Another big bank is again paying to settle allegations of wrongdoing, as if there’s any more misdeeds left to be accused of.

The latest is a federal suit filed against JPMorgan Chase, claiming the nation’s biggest bank discriminated against thousands of African-American and Hispanic mortgage borrowers between 2006 and 2009.

Independent brokers for the bank charged higher interest rates and fees for minority borrowers compared to similar white borrowers, the government contends. As a result, about 53,000 borrowers allegedly paid an average of about $1,000 extra.

JPMorgan has agreed to a $55 million settlement, though it said it “denies any wrongdoing and remains committed to providing equal access to credit.”

The bank has about 80 branches in Georgia.

This is roughly the bazillionth time a megabank has been slapped by federal and state prosecutors and regulators for some alleged misdeeds in recent years.
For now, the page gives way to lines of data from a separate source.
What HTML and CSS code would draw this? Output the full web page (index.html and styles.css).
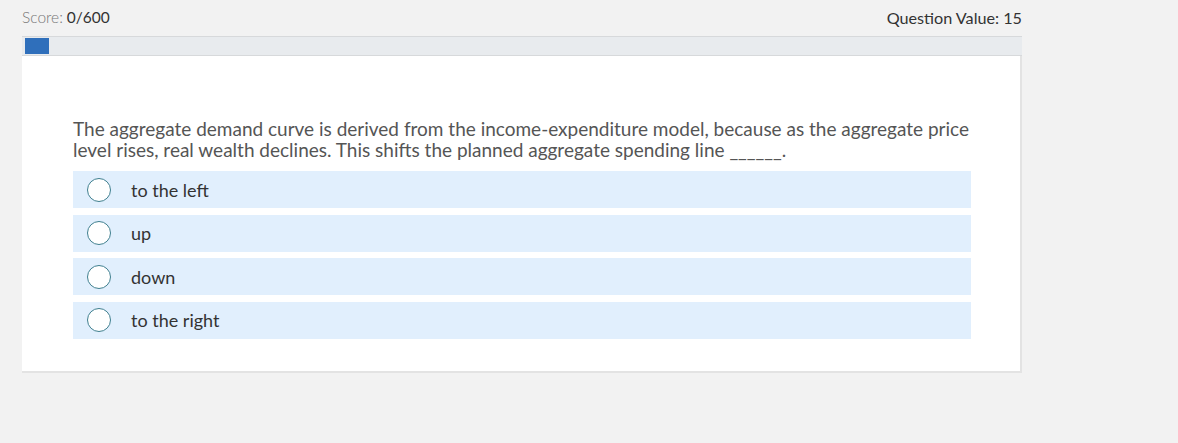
FILE: index.html
```html
<!DOCTYPE html>
<html>
<head>
<meta charset="utf-8">
<link rel="stylesheet" href="styles.css">
</head>
<body>
<div class="wrap">
  <div class="topbar">
    <div class="score"><span class="score-label">Score:</span> <span class="score-val">0/600</span></div>
    <div class="qvalue">Question Value: 15</div>
  </div>
  <div class="progress"><div class="progress-fill"></div></div>
  <div class="card">
    <p class="question">The aggregate demand curve is derived from the income-expenditure model, because as the aggregate price level rises, real wealth declines. This shifts the planned aggregate spending line ______.</p>
    <div class="options">
      <label class="option"><span class="radio"></span><span class="opt-text">to the left</span></label>
      <label class="option"><span class="radio"></span><span class="opt-text">up</span></label>
      <label class="option"><span class="radio"></span><span class="opt-text">down</span></label>
      <label class="option"><span class="radio"></span><span class="opt-text">to the right</span></label>
    </div>
  </div>
</div>
</body>
</html>
```
FILE: styles.css
```css
html, body {
  margin: 0;
  padding: 0;
  background: #f2f2f2;
}
body {
  font-family: Lato, "Open Sans", sans-serif;
  color: #333;
}
.wrap {
  width: 1000px;
  margin-left: 22px;
}
.topbar {
  display: flex;
  justify-content: space-between;
  align-items: center;
  height: 34px;
  padding-bottom: 2px;
}
.score {
  font-size: 15.5px;
}
.score-label {
  color: #777;
  font-weight: 300;
}
.score-val {
  color: #333;
}
.qvalue {
  color: #333;
  font-size: 16.2px;
}
.progress {
  height: 16px;
  background: #e8ebee;
  border-top: 1px solid #d7d9db;
  border-bottom: 1px solid #d7d9db;
  padding: 1px 3px;
}
.progress-fill {
  width: 24px;
  height: 16px;
  background: #2f6fbb;
}
.card {
  background: #fff;
  border-right: 2px solid #e3e3e3;
  border-bottom: 2px solid #e3e3e3;
  box-sizing: border-box;
  height: 317px;
  padding: 62px 51px 0 51px;
}
.question {
  margin: 0 0 11px 0;
  font-size: 19px;
  line-height: 21px;
  color: #555;
}
.options {
  display: flex;
  flex-direction: column;
  gap: 6.5px;
  width: 898px;
}
.option {
  display: flex;
  align-items: center;
  height: 37px;
  background: #e1effd;
  padding-left: 14px;
}
.radio {
  width: 22px;
  height: 22px;
  border: 1.5px solid #3f7f8f;
  border-radius: 50%;
  background: #fff;
  flex: none;
}
.opt-text {
  margin-left: 20px;
  font-size: 18px;
  color: #333;
}
```
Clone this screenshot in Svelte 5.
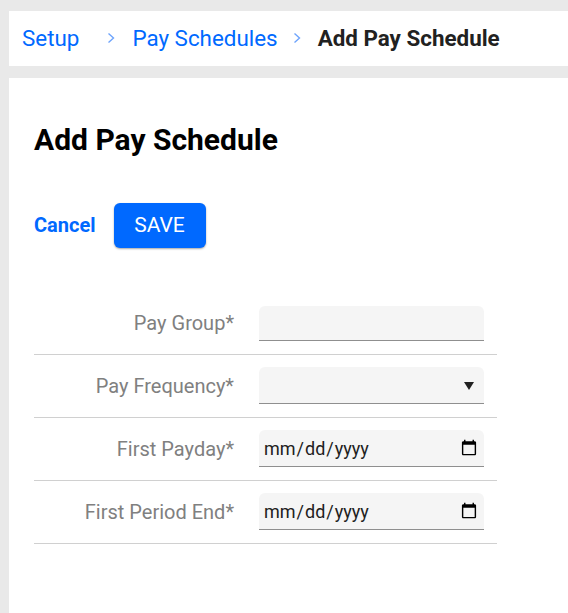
<script>
  let fields = [
    { label: 'Pay Group*', type: 'text' },
    { label: 'Pay Frequency*', type: 'select' },
    { label: 'First Payday*', type: 'date' },
    { label: 'First Period End*', type: 'date' }
  ];
</script>

<div class="page">
  <nav class="crumbs">
    <a href="#setup">Setup</a>
    <svg class="sep first-sep" viewBox="0 0 8 12" width="8" height="12"><path d="M1.5 1.5 6.5 6l-5 4.5" /></svg>
    <a href="#schedules">Pay Schedules</a>
    <svg class="sep" viewBox="0 0 8 12" width="8" height="12"><path d="M1.5 1.5 6.5 6l-5 4.5" /></svg>
    <span class="current">Add Pay Schedule</span>
  </nav>

  <main class="card">
    <h1>Add Pay Schedule</h1>

    <div class="actions">
      <a href="#cancel" class="cancel">Cancel</a>
      <button type="button" class="save">SAVE</button>
    </div>

    <form class="form">
      {#each fields as field}
        <div class="row">
          <label for={field.label}>{field.label}</label>
          {#if field.type === 'select'}
            <div class="select-wrap">
              <select id={field.label} class="control">
                <option value=""></option>
              </select>
              <svg class="arrow" viewBox="0 0 10 8" width="10" height="8"><path d="M0 0h10L5 8z" /></svg>
            </div>
          {:else}
            <input id={field.label} class="control" class:short={field.type === 'text'} type={field.type} />
          {/if}
        </div>
      {/each}
    </form>
  </main>
</div>

<style>
  :global(body) {
    background: #e9e9e9;
    font-family: Roboto, sans-serif;
  }

  .page {
    height: 613px;
    padding: 11px 0 0 9px;
    box-sizing: border-box;
    display: flex;
    flex-direction: column;
    gap: 12px;
    overflow: hidden;
  }

  .crumbs {
    height: 53px;
    padding: 0 0 2px 13px;
    flex: none;
    background: #fff;
    display: flex;
    align-items: center;
    font-size: 22.4px;
  }

  .crumbs a {
    color: #0069ff;
    text-decoration: none;
  }

  .sep {
    margin: 0 17px 0 15px;
    fill: none;
    stroke: #6ea4fc;
    stroke-width: 1.4;
  }

  .first-sep {
    margin-left: 28px;
    margin-right: 17px;
  }

  .current {
    font-weight: 700;
    color: #212121;
  }

  .card {
    flex: 1;
    background: #fff;
    padding: 0 25px;
  }

  h1 {
    margin: 44px 0 0;
    font-size: 30px;
    line-height: 36px;
    font-weight: 700;
    color: #000;
  }

  .actions {
    display: flex;
    align-items: center;
    gap: 18px;
    margin-top: 45px;
  }

  .cancel {
    color: #0069ff;
    font-size: 20px;
    font-weight: 700;
    text-decoration: none;
    margin-bottom: 2px;
  }

  .save {
    width: 92px;
    height: 45px;
    padding: 0 0 2px;
    border: 0;
    border-radius: 6px;
    background: #0069ff;
    color: #fff;
    font: 400 21px Roboto, sans-serif;
    box-shadow: 0 1px 2px rgba(0, 0, 0, 0.35);
  }

  .form {
    width: 463px;
    margin-top: 58px;
  }

  .row {
    display: flex;
    align-items: flex-start;
    height: 62px;
    border-bottom: 1px solid #d0d0d0;
  }

  .row:first-child {
    height: 48px;
  }

  label {
    width: 200px;
    flex: none;
    text-align: right;
    color: #808080;
    font-size: 20px;
    line-height: 36px;
    margin-top: 13px;
  }

  .row:first-child label {
    margin-top: -1px;
  }

  .select-wrap {
    position: relative;
    flex: none;
  }

  .arrow {
    position: absolute;
    right: 10px;
    top: 27px;
    fill: #212121;
    pointer-events: none;
  }

  .control {
    display: block;
    width: 225px;
    height: 37px;
    margin: 12px 0 0 25px;
    padding: 0 4px;
    box-sizing: border-box;
    border: 0;
    border-bottom: 1px solid #8f8f8f;
    border-radius: 6px 6px 0 0;
    background-color: #f5f5f5;
    color: #212121;
    font: 400 18px Roboto, sans-serif;
    outline: none;
    appearance: none;
  }

  input[type='date'].control {
    appearance: auto;
    padding-right: 4px;
  }

  .control.short {
    height: 35px;
    margin-top: 0;
  }
</style>
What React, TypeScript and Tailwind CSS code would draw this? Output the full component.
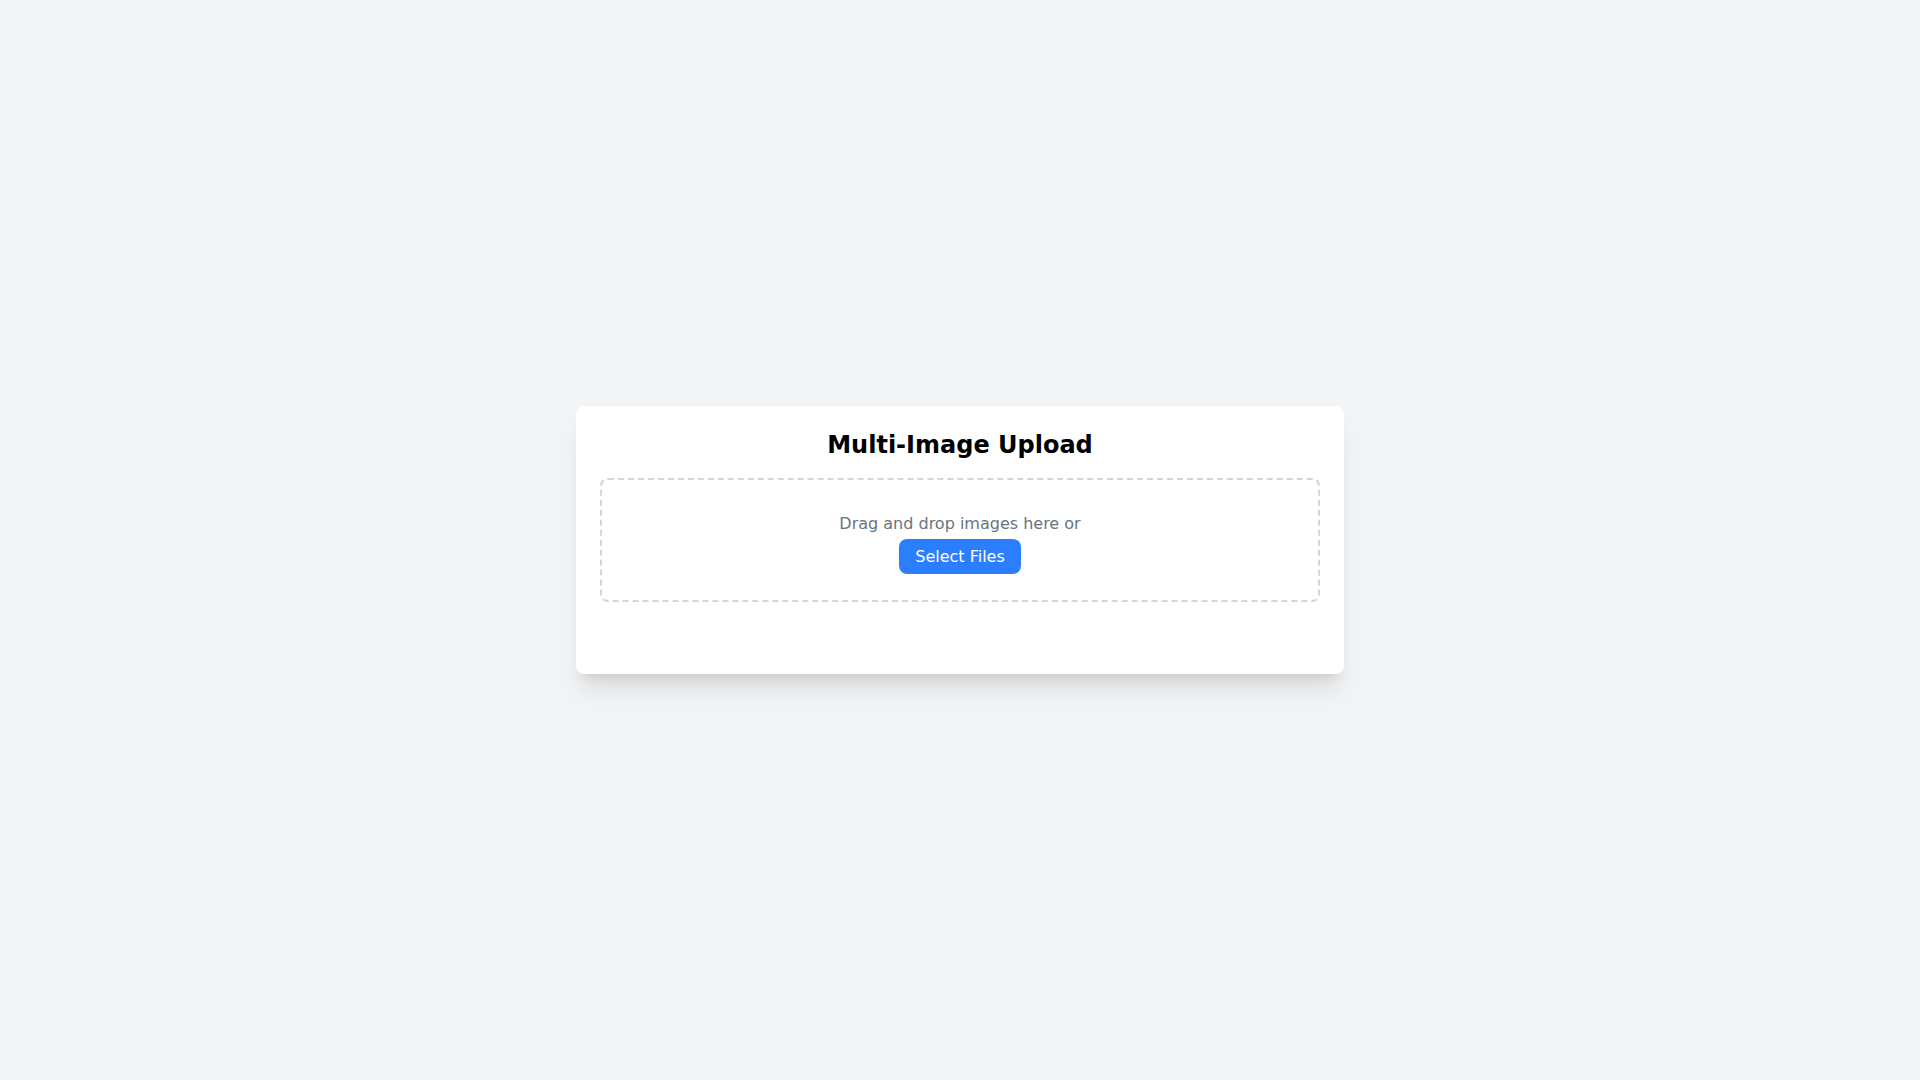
import React, { useRef } from 'react';

function App() {
    const inputRef = useRef<HTMLInputElement>(null);

    return (
        <div className="min-h-screen bg-gray-100 flex items-center justify-center font-['DejaVu_Sans',sans-serif]">
            <div className="w-[768px] bg-white rounded-lg shadow-xl p-6">
                <h1 className="text-2xl leading-[31px] font-bold text-black text-center mb-[17px]">Multi-Image Upload</h1>

                {/* Drop zone */}
                <div className="border-2 border-dashed border-gray-300 rounded-lg pt-8 pb-[26px] flex flex-col items-center">
                    <p className="text-base leading-6 text-gray-500">Drag and drop images here or</p>
                    <button
                        onClick={() => inputRef.current?.click()}
                        className="mt-[3px] bg-blue-500 text-white text-base leading-6 px-4 py-[5.5px] rounded-lg"
                    >
                        Select Files
                    </button>
                    <input ref={inputRef} type="file" multiple accept="image/*" className="hidden" />
                </div>

                {/* Preview grid (empty) */}
                <div className="h-[48px]"></div>
            </div>
        </div>
    );
}

export default App;
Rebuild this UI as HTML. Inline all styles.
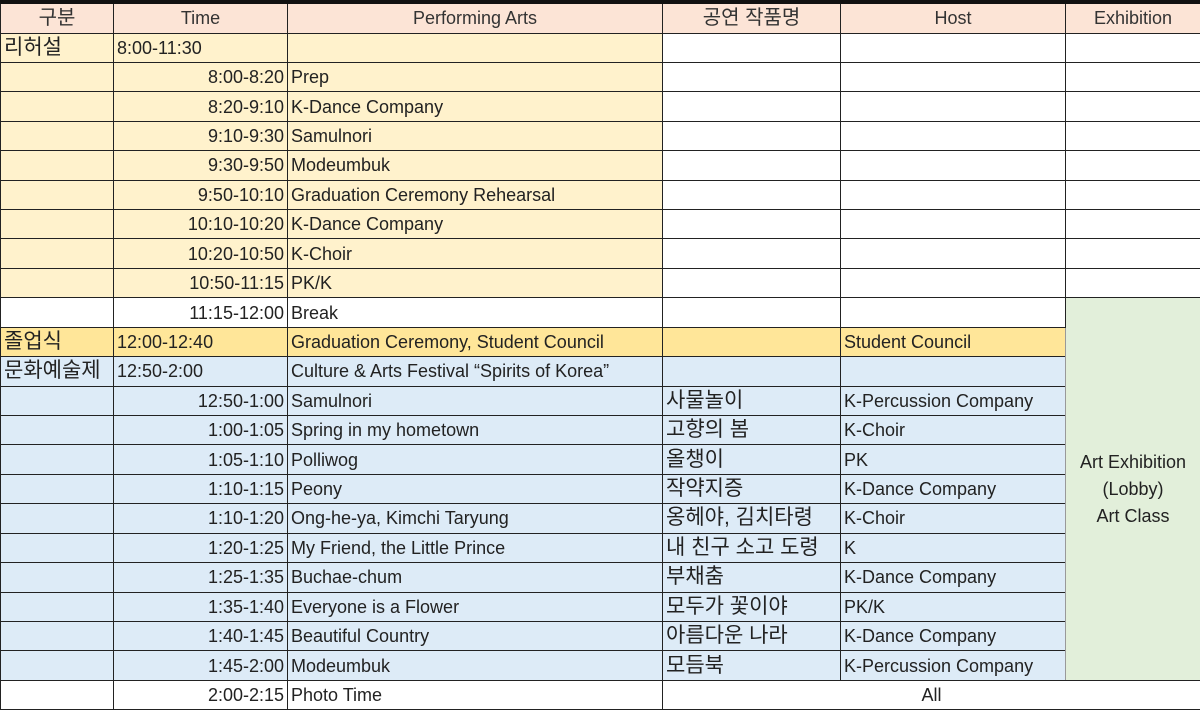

By one estimate, since 2008, U.S. banks have shelled out more than $200 billion in settlements and fines to make uncomfortable accusations go away.

Which begs the question: Just how many things can a bank allegedly do wrong?

Tom Powell, an Atlanta banking attorney with Troutman Sanders, told me he’s never seen such a wave of government lawsuits and settlements in the industry. “It’s unprecedented,” he said.

Of course, much of it is tied to the mortgage debacle when regular people borrowed too much and banks loaned too much and then pawned off the toxic debt to investors.

But the litany of issues never seems to end.

JPMorgan agreed to a $13 billion doozy of a settlement in 2013 tied to claims about mortgage-backed securities. A year later it kicked in another $614 million over alleged violations with mortgages. And the next year it added $32 million toward accusations that service members’ homes were unlawfully foreclosed on.

A spokeswoman for JPMorgan emailed that she couldn’t comment on other settlements with the Justice Department.

This isn’t a one-bank show. Other megabanks have faced a string of government actions, too.

Such as over the disclosure that thousands of Wells Fargo employees were involved in opening more than 2 million fake accounts in the names of customers to boost business.

So maybe it’s not surprising that Americans’ confidence in banks has continued to wallow near a low set during the Great Recession.

Last year, just 27 percent of U.S. adults surveyed said they had a "great deal" or "quite a lot" of confidence in banks, according to Gallup.

That’s about half the level in 2004. (And, by the way, the latest survey was done before most people had heard about the Wells Fargo mess.)

That’s a shame. Because confidence is one thing it would be nice to have with whatever business we entrust to watch our money.